* **TASK DIRECTIONS**: Omit the pictures and print exactly the lines of the listing below, starting at the first and ending at the line containing "items-center justify-center whitespace-nowrap".

------------------------------------------------------------

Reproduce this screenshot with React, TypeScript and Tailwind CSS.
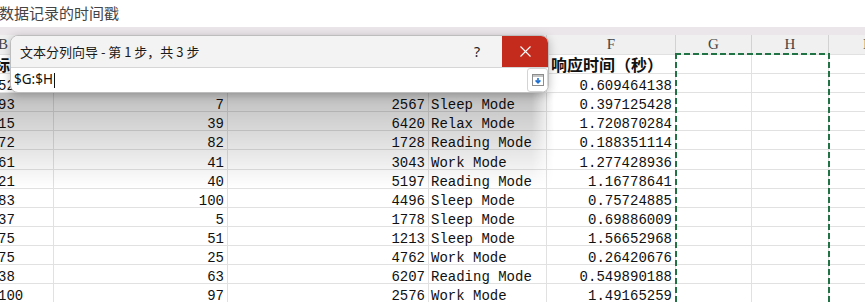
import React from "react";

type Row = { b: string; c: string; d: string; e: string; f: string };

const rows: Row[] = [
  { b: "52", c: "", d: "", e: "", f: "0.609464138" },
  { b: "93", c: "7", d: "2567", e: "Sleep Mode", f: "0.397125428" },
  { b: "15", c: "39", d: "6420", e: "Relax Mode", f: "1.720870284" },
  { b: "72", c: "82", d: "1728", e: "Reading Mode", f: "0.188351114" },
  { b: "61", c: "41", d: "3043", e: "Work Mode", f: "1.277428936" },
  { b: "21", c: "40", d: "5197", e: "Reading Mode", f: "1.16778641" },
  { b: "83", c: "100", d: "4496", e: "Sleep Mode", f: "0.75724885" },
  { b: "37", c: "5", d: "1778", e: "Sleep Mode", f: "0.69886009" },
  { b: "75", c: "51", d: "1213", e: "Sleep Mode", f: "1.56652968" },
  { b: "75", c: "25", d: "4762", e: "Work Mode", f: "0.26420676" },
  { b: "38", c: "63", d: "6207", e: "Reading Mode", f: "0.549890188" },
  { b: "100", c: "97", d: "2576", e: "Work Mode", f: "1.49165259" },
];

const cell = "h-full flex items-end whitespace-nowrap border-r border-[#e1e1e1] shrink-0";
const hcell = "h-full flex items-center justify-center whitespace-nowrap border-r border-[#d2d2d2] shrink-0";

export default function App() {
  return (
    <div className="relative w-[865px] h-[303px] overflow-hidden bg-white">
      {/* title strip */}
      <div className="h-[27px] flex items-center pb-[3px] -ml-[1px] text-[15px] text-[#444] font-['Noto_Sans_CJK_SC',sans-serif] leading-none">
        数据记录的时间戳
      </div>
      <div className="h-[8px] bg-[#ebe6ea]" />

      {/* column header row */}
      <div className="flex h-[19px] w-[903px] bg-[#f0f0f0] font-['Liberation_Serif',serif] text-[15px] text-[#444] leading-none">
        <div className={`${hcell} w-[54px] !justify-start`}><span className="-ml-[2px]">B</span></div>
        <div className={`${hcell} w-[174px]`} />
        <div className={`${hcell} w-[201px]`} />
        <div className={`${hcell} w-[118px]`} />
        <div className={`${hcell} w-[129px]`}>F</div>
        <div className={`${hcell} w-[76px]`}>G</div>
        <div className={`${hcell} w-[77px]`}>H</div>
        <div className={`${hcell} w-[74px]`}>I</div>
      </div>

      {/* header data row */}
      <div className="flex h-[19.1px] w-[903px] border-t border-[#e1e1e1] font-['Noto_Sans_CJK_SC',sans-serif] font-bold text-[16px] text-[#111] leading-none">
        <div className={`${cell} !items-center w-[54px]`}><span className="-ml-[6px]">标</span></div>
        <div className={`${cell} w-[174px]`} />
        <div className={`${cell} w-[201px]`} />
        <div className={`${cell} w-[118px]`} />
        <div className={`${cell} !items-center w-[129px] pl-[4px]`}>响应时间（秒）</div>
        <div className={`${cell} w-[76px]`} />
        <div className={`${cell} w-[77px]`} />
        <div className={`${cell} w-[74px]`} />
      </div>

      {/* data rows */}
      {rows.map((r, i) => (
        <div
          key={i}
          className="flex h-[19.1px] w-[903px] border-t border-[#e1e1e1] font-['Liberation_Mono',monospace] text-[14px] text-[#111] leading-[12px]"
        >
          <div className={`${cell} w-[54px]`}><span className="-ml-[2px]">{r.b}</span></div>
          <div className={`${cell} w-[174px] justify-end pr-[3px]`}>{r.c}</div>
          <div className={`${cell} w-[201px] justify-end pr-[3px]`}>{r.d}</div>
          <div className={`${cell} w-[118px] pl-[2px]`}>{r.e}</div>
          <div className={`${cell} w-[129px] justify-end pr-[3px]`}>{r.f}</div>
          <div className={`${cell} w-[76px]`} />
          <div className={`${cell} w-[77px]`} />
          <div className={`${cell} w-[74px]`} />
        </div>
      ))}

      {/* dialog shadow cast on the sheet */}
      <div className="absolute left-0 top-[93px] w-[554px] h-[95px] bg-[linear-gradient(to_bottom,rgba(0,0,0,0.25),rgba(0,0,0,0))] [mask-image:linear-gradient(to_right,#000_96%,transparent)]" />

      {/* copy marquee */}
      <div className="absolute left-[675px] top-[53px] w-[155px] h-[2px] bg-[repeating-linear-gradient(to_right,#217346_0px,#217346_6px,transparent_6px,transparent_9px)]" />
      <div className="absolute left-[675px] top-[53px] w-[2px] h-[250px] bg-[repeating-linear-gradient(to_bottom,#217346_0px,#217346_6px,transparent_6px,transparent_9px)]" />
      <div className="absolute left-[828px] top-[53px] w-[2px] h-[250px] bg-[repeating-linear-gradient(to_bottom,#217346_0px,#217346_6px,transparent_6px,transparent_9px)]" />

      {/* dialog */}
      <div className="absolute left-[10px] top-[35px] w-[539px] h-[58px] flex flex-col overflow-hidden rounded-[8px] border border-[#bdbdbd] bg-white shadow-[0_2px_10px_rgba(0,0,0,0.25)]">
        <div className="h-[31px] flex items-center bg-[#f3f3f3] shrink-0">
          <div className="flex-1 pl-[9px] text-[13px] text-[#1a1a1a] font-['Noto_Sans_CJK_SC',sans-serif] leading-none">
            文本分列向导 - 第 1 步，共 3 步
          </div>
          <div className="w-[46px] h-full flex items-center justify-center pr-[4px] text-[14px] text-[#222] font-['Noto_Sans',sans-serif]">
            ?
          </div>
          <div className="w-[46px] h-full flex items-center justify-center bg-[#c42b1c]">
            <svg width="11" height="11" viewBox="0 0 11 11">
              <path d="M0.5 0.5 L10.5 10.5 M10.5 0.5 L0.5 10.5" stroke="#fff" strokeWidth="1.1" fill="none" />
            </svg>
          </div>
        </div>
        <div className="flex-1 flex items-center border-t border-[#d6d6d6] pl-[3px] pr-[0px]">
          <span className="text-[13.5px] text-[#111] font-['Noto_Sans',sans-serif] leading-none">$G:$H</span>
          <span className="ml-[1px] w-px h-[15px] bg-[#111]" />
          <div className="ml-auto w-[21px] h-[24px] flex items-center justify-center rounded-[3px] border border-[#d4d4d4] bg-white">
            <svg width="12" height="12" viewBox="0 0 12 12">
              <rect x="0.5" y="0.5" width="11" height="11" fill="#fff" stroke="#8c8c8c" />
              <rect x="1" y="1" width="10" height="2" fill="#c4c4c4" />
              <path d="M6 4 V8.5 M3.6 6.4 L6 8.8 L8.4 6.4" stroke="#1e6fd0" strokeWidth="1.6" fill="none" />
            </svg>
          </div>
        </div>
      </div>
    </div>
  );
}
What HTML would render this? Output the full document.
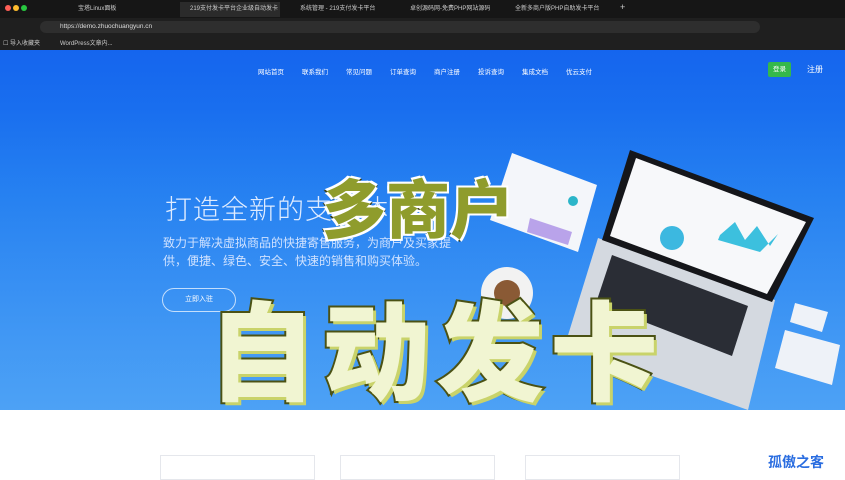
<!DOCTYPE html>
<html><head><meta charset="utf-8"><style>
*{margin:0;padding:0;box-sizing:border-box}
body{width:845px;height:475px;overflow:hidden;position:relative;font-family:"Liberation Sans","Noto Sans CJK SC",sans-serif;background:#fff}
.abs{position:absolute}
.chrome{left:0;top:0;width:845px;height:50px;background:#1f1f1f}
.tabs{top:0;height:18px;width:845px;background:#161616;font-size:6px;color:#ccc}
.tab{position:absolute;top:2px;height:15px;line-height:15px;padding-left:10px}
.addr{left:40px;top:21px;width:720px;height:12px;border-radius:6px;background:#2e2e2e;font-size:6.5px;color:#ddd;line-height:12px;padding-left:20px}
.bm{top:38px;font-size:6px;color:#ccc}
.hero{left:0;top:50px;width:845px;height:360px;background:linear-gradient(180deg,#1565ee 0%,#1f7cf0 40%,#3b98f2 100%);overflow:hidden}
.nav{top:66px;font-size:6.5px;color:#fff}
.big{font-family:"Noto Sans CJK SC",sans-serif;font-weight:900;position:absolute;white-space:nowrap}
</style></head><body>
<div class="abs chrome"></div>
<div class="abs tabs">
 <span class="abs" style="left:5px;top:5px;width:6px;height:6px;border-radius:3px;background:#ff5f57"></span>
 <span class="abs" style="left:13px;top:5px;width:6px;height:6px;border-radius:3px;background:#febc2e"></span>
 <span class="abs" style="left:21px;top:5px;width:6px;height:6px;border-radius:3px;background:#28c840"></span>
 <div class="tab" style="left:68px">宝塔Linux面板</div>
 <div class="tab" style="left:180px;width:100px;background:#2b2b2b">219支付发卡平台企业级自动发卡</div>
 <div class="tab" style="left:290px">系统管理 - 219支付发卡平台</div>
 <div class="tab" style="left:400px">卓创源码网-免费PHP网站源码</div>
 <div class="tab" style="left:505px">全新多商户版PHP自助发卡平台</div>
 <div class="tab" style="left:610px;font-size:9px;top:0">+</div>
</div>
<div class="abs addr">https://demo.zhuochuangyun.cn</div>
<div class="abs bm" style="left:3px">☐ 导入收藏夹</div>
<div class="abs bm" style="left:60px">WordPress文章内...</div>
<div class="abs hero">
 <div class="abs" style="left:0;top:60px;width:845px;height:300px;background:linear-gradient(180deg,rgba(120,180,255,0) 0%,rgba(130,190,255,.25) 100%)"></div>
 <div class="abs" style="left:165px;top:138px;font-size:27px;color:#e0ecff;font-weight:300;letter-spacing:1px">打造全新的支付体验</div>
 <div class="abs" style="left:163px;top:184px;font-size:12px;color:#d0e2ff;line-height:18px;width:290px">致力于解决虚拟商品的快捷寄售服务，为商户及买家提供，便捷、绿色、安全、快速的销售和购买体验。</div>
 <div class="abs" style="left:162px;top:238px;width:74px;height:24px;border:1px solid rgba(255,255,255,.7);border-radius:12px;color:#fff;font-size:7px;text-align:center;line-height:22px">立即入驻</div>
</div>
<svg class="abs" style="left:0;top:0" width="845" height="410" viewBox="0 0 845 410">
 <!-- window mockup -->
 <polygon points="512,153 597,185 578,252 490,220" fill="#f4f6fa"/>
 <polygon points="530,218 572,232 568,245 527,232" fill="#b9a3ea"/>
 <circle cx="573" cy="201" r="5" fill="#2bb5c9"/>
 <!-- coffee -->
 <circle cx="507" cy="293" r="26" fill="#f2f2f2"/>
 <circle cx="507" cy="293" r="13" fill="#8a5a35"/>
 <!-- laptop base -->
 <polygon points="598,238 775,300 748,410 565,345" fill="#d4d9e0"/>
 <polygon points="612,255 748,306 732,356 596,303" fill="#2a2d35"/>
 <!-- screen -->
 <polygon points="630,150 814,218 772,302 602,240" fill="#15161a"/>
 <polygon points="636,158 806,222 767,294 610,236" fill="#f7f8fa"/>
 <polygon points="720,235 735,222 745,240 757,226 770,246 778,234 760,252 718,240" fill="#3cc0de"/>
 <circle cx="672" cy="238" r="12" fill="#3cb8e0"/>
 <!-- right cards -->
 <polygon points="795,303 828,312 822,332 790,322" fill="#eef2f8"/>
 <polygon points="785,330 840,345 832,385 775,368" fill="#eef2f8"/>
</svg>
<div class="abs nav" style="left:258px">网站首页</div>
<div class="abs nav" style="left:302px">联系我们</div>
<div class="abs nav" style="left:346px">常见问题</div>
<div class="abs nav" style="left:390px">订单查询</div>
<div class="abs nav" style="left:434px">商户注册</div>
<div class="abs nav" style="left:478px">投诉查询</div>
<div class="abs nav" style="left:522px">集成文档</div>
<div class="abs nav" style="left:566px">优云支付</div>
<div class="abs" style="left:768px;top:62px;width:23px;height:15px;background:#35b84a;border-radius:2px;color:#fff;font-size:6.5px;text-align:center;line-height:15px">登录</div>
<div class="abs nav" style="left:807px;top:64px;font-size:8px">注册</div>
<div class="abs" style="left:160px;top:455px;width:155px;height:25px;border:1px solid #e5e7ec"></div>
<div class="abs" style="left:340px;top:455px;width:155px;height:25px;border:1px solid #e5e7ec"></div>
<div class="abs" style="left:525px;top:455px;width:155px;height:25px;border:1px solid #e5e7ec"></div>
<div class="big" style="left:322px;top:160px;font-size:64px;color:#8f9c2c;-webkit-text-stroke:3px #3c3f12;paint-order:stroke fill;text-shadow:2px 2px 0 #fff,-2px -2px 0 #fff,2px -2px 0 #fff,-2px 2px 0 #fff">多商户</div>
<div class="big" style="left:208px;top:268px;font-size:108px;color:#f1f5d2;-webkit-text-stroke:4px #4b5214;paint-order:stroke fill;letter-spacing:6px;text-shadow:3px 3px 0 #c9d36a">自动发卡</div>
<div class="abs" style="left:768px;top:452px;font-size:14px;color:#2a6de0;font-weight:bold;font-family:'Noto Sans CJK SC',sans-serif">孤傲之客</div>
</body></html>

------------------------------------------------------------

* **EXPECTED ANSWER**:
Reproduce this screenshot with React, TypeScript and Tailwind CSS.
import React from "react";

type Row = { b: string; c: string; d: string; e: string; f: string };

const rows: Row[] = [
  { b: "52", c: "", d: "", e: "", f: "0.609464138" },
  { b: "93", c: "7", d: "2567", e: "Sleep Mode", f: "0.397125428" },
  { b: "15", c: "39", d: "6420", e: "Relax Mode", f: "1.720870284" },
  { b: "72", c: "82", d: "1728", e: "Reading Mode", f: "0.188351114" },
  { b: "61", c: "41", d: "3043", e: "Work Mode", f: "1.277428936" },
  { b: "21", c: "40", d: "5197", e: "Reading Mode", f: "1.16778641" },
  { b: "83", c: "100", d: "4496", e: "Sleep Mode", f: "0.75724885" },
  { b: "37", c: "5", d: "1778", e: "Sleep Mode", f: "0.69886009" },
  { b: "75", c: "51", d: "1213", e: "Sleep Mode", f: "1.56652968" },
  { b: "75", c: "25", d: "4762", e: "Work Mode", f: "0.26420676" },
  { b: "38", c: "63", d: "6207", e: "Reading Mode", f: "0.549890188" },
  { b: "100", c: "97", d: "2576", e: "Work Mode", f: "1.49165259" },
];

const cell = "h-full flex items-end whitespace-nowrap border-r border-[#e1e1e1] shrink-0";
const hcell = "h-full flex items-center justify-center whitespace-nowrap border-r border-[#d2d2d2] shrink-0";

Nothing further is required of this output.